[Physics] A water balloon in vacuum: does it boil


If I put water in a vacuum it will boil. But what if I put this water inside a balloon ?
I searched for answers and fount this video: http://www.youtube.com/watch?v=9q8F3ClUuV0

It appears that the water isn't boiling but I am still not satisfied. The vacuum on the video could be just not enough to make the water boil at its temperature. Or it might be because of the pressure of the balloon.

If I heat up a water balloon over 100°C at atmospheric pressure, it will boil and grow. So why not at 20°C in a vacuum ?

Best Answer

Water boils when the pressure is less than its vapour pressure (there is a table of vapour pressure vs temperature here).

At 20ºC the vapour pressure is 2339Pa, so if your balloon exerts a pressure greater than this the water won't boil.
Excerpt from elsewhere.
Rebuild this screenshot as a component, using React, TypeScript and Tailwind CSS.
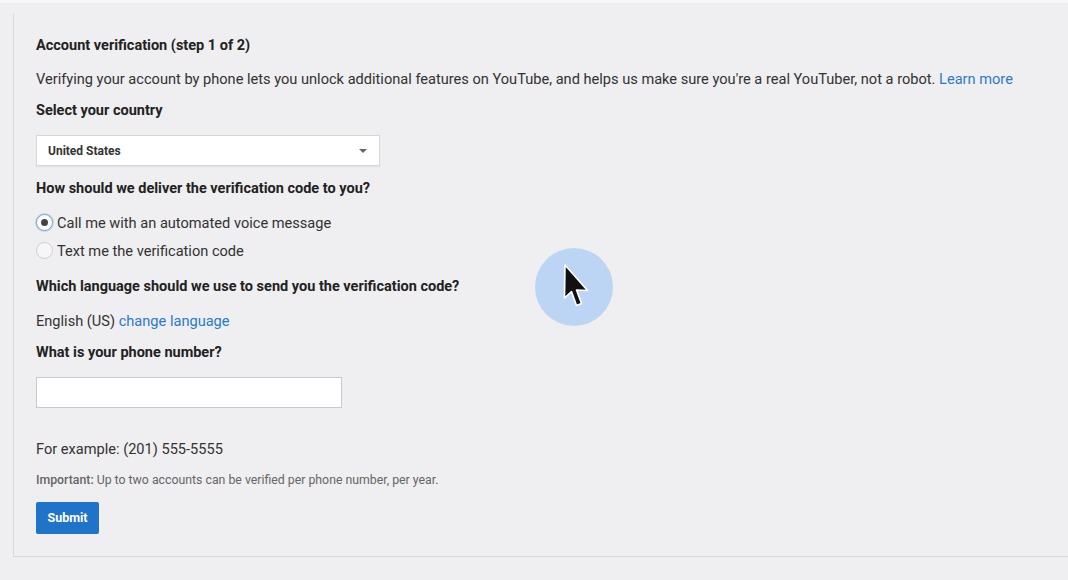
export default function App() {
  return (
    <div className="relative h-[580px] w-[1068px] overflow-hidden bg-[#efeef0] font-['Roboto','Liberation_Sans',sans-serif] text-[#222]">
      <div className="h-[3px] bg-[#f7f7f8]" />
      <div className="ml-[13px] mt-[10px] h-[544px] border-b border-l border-[#d9d8db] pl-[22px] pt-[25px]">
        <h1 className="text-[14.5px] font-bold leading-[16px]">Account verification (step 1 of 2)</h1>
        <p className="mt-[17px] text-[14.6px] leading-[16px] text-[#333]">
          Verifying your account by phone lets you unlock additional features on YouTube, and helps us make sure you're a real YouTuber, not a robot.{' '}
          <a className="text-[#2b7bcb]">Learn more</a>
        </p>
        <h2 className="mt-[16px] text-[14.5px] font-bold leading-[16px]">Select your country</h2>
        <div className="mt-[16px] flex h-[31px] w-[344px] items-center justify-between border border-[#d6d6d8] bg-white pl-[11px] pr-[12px] shadow-[0_1px_1px_rgba(0,0,0,0.05)]">
          <span className="text-[12px] font-bold text-[#333]">United States</span>
          <span className="h-0 w-0 border-l-[4px] border-r-[4px] border-t-[4px] border-l-transparent border-r-transparent border-t-[#666]" />
        </div>
        <h2 className="mt-[15px] text-[14.5px] font-bold leading-[16px]">How should we deliver the verification code to you?</h2>
        <div className="mt-[17px] flex items-center gap-[4px]">
          <span className="flex h-[17px] w-[17px] items-center justify-center rounded-full border border-[#7aa3d8] bg-white shadow-[0_0_0_1px_rgba(120,160,220,0.35)]">
            <span className="h-[7px] w-[7px] rounded-full bg-[#444]" />
          </span>
          <span className="text-[14.6px] leading-[16px] text-[#333]">Call me with an automated voice message</span>
        </div>
        <div className="mt-[11px] flex items-center gap-[4px]">
          <span className="h-[17px] w-[17px] rounded-full border border-[#cfcfd2] bg-[#f6f6f7]" />
          <span className="text-[14.6px] leading-[16px] text-[#333]">Text me the verification code</span>
        </div>
        <h2 className="mt-[20px] text-[14.5px] font-bold leading-[16px]">Which language should we use to send you the verification code?</h2>
        <p className="mt-[18px] text-[14.6px] leading-[16px] text-[#333]">
          English (US) <a className="text-[#2b7bcb]">change language</a>
        </p>
        <h2 className="mt-[16px] text-[14.5px] font-bold leading-[16px]">What is your phone number?</h2>
        <div className="mt-[16px] h-[31px] w-[306px] border border-[#c9c9cc] bg-white" />
        <p className="mt-[33px] text-[14.6px] leading-[16px] text-[#333]">For example: (201) 555-5555</p>
        <p className="mt-[17px] text-[12.3px] leading-[13px] text-[#666]">
          <span className="font-medium">Important:</span> Up to two accounts can be verified per phone number, per year.
        </p>
        <button className="mt-[15px] h-[32px] w-[63px] rounded-[2px] bg-[#1f73c9] text-[12.5px] font-bold text-white">Submit</button>
      </div>

      {/* cursor highlight */}
      <div className="absolute left-[535px] top-[248px] h-[78px] w-[78px] rounded-full bg-[#bdd5f5]">
        <svg className="absolute left-0 top-0" width="78" height="78" viewBox="0 0 78 78">
          <path
            d="M30 17 L29.5 50 L36.5 43.5 L41.5 57.5 L46.5 55.5 L41.5 42 L52.5 42.5 Z"
            fill="#111"
            stroke="#fff"
            strokeWidth="1.6"
            strokeLinejoin="round"
          />
        </svg>
      </div>
    </div>
  );
}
If the pressure exerted by the ballon is less than this, the water will start to boil and the steam generated will inflate the balloon. This will increase the pressure until the pressure has risen to 2339Pa, and at this point the water will stop boiling and you're left with water and steam in equilibrium.

If you heat water to 100ºC the vapour pressure rises to 1 atm (101325Pa), which is of course why water boils at 100ºC at sea level. However if you have a really strong balloon capable of exerting a pressure of greater than 1 atm the water won't boil at 100ºC even in a vacuum, and you'd need to raise the temperature above 100ºC to make it boil.